** START EXERCISE MATERIAL **

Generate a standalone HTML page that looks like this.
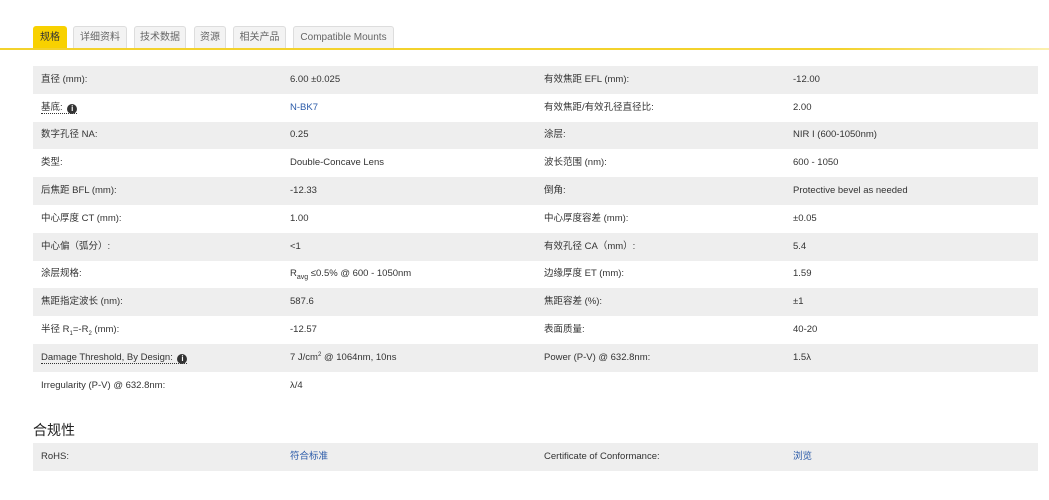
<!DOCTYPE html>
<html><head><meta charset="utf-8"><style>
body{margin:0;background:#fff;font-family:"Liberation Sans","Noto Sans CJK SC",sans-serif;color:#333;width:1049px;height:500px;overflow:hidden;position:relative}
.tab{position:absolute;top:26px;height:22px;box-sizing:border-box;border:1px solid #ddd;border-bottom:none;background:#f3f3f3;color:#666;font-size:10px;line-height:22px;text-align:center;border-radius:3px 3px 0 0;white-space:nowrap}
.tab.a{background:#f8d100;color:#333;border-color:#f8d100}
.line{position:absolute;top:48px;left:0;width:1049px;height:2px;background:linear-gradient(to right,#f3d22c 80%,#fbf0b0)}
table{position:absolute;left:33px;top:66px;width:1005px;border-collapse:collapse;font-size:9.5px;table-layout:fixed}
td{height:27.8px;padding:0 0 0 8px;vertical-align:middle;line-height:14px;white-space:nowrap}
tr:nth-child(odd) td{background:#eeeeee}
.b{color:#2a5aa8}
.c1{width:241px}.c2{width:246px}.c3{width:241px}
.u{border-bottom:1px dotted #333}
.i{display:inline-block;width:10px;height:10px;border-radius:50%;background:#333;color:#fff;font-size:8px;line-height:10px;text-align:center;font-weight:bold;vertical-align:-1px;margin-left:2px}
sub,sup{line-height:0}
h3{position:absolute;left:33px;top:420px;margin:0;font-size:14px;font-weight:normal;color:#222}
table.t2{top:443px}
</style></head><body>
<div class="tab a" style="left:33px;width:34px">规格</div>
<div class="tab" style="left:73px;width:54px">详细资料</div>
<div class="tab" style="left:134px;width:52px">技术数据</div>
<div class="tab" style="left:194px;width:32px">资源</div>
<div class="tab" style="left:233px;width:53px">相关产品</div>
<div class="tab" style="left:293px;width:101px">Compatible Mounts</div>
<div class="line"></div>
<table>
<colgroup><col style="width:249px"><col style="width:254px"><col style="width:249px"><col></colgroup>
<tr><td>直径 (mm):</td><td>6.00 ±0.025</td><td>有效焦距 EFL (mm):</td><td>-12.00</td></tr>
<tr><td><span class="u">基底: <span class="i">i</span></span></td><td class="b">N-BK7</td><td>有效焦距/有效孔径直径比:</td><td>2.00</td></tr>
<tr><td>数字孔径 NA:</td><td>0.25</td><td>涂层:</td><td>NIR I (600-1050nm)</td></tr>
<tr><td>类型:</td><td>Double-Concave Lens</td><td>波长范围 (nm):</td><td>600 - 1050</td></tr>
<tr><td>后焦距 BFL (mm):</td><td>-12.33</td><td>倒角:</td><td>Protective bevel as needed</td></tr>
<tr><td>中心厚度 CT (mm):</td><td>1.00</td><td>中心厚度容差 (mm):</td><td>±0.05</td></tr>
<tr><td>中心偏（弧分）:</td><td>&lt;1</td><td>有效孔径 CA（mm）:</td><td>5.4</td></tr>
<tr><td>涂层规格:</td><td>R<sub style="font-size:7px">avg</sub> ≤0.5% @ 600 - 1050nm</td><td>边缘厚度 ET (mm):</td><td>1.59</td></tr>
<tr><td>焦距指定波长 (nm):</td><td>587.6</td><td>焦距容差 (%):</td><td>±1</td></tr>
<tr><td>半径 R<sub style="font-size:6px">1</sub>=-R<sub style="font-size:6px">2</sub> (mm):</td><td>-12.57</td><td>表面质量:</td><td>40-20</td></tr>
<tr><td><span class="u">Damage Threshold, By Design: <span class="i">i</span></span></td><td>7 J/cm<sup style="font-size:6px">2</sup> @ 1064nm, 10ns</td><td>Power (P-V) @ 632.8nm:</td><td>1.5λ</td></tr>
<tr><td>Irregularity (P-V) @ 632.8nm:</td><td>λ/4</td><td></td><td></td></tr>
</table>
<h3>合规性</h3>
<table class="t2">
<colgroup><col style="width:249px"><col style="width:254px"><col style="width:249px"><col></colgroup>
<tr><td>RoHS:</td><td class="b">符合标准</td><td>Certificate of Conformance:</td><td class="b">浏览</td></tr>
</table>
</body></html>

** END EXERCISE MATERIAL **
** START EXERCISE MATERIAL **

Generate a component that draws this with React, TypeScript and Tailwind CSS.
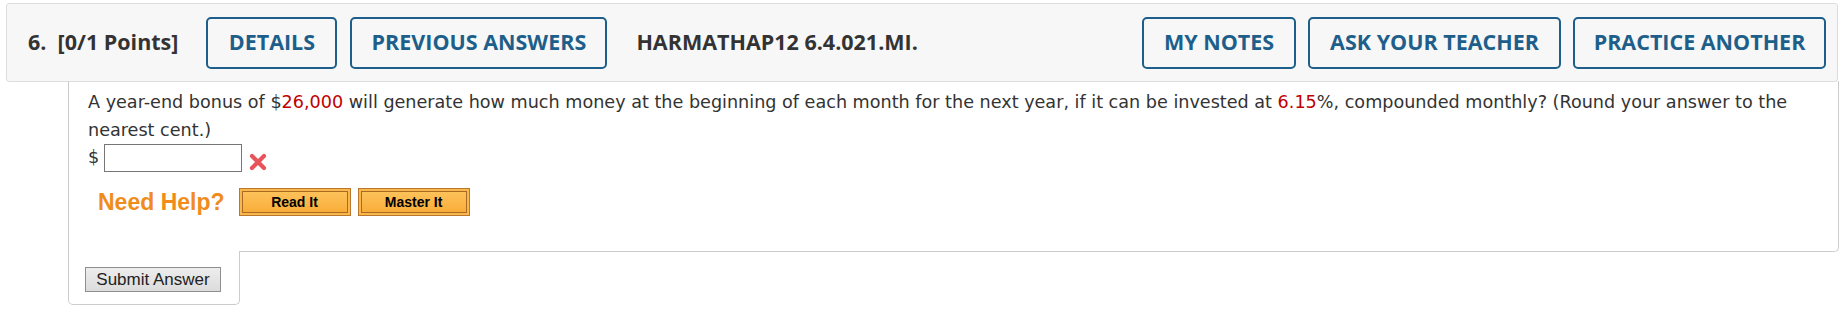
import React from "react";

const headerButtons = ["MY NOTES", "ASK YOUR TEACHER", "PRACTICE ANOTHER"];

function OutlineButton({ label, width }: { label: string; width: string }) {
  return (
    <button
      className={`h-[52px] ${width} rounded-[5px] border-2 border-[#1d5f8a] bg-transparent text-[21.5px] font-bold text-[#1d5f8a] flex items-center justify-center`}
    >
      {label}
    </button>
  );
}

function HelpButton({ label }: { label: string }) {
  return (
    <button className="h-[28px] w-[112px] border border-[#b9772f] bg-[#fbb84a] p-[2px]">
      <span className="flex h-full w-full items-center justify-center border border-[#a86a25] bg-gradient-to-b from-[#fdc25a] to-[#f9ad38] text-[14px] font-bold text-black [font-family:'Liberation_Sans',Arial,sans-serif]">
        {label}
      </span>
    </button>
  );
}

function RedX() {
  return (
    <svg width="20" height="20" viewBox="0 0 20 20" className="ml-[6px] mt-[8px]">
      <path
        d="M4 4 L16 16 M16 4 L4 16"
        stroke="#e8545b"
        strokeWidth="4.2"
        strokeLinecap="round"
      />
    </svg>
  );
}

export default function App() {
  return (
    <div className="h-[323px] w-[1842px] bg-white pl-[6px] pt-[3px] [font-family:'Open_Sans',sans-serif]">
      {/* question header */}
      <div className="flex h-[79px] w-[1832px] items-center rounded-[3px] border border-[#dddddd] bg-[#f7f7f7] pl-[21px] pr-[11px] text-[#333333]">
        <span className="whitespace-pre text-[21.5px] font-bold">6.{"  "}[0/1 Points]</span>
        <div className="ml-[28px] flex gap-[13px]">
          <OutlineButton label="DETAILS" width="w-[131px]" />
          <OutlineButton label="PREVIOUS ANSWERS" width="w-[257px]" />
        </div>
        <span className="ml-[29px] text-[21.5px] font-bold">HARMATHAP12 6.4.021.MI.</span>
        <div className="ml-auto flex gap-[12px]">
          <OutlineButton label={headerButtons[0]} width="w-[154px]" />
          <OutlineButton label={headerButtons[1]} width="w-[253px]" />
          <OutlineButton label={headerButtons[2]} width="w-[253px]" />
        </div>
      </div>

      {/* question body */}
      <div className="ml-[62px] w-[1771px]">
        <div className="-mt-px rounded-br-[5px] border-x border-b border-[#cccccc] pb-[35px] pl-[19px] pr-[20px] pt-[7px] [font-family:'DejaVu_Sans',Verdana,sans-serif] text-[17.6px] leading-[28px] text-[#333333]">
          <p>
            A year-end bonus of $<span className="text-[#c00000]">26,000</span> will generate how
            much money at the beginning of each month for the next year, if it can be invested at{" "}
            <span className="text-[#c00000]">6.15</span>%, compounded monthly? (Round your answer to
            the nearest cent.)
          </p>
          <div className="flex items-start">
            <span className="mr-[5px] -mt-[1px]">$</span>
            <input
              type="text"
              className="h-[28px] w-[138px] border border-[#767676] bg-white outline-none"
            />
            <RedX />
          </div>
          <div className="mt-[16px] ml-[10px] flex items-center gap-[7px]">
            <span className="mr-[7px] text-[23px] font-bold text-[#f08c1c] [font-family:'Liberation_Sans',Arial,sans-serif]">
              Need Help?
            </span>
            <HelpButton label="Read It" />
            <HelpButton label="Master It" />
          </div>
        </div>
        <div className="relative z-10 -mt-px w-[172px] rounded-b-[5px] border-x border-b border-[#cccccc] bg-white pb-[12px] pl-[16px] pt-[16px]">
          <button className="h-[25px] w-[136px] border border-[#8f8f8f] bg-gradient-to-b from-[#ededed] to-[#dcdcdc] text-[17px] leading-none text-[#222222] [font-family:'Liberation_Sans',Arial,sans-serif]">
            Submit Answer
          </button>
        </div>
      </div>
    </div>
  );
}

** END EXERCISE MATERIAL **
** START EXERCISE MATERIAL **

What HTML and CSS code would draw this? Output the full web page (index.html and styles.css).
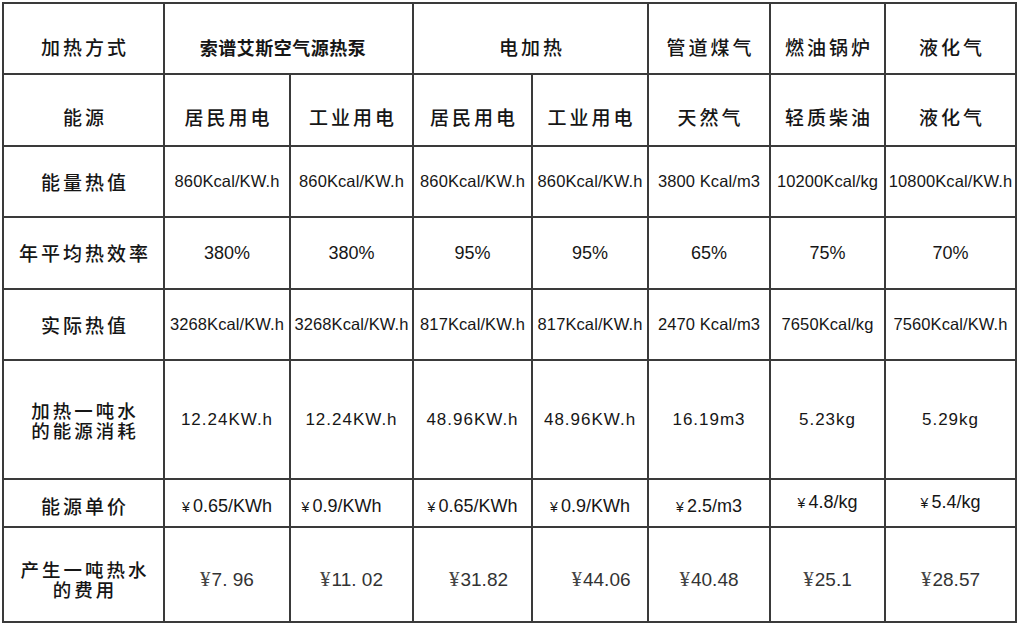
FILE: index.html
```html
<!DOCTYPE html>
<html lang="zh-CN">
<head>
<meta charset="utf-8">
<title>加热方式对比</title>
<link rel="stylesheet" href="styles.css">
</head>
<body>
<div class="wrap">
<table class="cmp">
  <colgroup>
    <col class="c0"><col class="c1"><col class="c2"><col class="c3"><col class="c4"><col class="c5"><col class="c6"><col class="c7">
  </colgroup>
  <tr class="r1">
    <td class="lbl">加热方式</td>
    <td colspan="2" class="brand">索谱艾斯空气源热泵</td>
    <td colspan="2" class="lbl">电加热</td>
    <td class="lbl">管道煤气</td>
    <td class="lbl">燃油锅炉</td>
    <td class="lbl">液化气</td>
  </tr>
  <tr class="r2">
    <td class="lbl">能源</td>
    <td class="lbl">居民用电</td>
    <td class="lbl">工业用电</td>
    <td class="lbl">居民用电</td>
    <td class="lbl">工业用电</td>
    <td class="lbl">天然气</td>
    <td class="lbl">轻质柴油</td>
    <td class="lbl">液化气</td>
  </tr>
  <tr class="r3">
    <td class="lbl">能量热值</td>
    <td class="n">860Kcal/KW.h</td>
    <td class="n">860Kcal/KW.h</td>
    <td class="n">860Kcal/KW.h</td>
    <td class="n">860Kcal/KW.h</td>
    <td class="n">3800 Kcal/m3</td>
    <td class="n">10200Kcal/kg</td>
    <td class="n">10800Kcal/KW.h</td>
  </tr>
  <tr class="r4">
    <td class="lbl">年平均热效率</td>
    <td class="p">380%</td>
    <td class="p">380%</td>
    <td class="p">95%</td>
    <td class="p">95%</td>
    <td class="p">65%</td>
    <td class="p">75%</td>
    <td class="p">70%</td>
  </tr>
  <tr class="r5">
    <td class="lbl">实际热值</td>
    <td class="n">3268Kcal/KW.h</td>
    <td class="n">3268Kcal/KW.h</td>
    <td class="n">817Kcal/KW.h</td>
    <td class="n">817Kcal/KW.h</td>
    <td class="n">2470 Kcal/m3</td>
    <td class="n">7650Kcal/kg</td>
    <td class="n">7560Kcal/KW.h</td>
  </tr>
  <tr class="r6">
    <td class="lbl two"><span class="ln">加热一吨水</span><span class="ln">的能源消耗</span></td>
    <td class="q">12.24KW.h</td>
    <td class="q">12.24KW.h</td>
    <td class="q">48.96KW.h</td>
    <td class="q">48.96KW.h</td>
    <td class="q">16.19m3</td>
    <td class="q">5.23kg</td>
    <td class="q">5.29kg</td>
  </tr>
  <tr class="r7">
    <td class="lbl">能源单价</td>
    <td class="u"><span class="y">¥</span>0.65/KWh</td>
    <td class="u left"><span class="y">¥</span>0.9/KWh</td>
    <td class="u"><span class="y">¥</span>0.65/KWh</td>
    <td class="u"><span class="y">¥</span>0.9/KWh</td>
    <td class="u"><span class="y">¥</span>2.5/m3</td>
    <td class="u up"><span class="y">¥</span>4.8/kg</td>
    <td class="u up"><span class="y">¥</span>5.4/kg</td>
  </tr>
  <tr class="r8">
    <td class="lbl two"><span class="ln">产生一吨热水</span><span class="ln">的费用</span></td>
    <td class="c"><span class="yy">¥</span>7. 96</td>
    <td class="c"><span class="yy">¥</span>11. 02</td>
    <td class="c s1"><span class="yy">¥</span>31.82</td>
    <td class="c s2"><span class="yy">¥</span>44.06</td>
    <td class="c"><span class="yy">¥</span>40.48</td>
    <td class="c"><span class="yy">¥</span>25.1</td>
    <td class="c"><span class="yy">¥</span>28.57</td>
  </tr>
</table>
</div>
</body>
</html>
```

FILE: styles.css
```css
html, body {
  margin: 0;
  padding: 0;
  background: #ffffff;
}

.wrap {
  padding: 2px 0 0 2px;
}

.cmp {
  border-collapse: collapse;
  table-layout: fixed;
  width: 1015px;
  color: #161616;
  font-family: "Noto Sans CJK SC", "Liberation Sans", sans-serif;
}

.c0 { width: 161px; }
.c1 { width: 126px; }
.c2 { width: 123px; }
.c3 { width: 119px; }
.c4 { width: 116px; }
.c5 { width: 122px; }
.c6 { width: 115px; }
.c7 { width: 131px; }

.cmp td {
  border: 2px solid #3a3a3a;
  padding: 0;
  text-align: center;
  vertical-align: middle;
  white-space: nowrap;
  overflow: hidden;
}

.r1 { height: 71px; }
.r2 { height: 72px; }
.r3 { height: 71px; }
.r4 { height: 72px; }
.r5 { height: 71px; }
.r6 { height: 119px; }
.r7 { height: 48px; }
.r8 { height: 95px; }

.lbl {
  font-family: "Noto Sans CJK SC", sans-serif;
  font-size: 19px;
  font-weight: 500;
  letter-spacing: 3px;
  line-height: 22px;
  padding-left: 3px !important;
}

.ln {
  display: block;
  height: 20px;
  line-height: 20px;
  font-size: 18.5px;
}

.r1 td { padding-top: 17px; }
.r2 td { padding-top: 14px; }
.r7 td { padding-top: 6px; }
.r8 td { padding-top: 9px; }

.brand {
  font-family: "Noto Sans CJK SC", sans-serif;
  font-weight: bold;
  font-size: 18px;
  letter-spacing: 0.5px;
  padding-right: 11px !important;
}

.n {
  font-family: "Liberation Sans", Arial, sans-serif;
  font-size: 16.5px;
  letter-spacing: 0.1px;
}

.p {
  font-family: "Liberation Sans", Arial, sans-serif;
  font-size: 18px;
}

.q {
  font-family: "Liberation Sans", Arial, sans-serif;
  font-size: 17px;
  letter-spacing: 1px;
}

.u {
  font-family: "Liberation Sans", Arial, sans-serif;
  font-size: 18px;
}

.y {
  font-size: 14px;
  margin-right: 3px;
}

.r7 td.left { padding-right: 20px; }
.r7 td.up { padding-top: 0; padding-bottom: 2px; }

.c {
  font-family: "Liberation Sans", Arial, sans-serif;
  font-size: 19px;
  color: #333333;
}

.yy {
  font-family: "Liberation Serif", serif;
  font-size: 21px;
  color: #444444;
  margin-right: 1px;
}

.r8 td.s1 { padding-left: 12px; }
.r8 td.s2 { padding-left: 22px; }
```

** END EXERCISE MATERIAL **

* _WHAT IS NEEDED_
Of the lines in the listing, how many hold the word "page"? Nothing but the number is needed.

* _FINISHED TASK_
2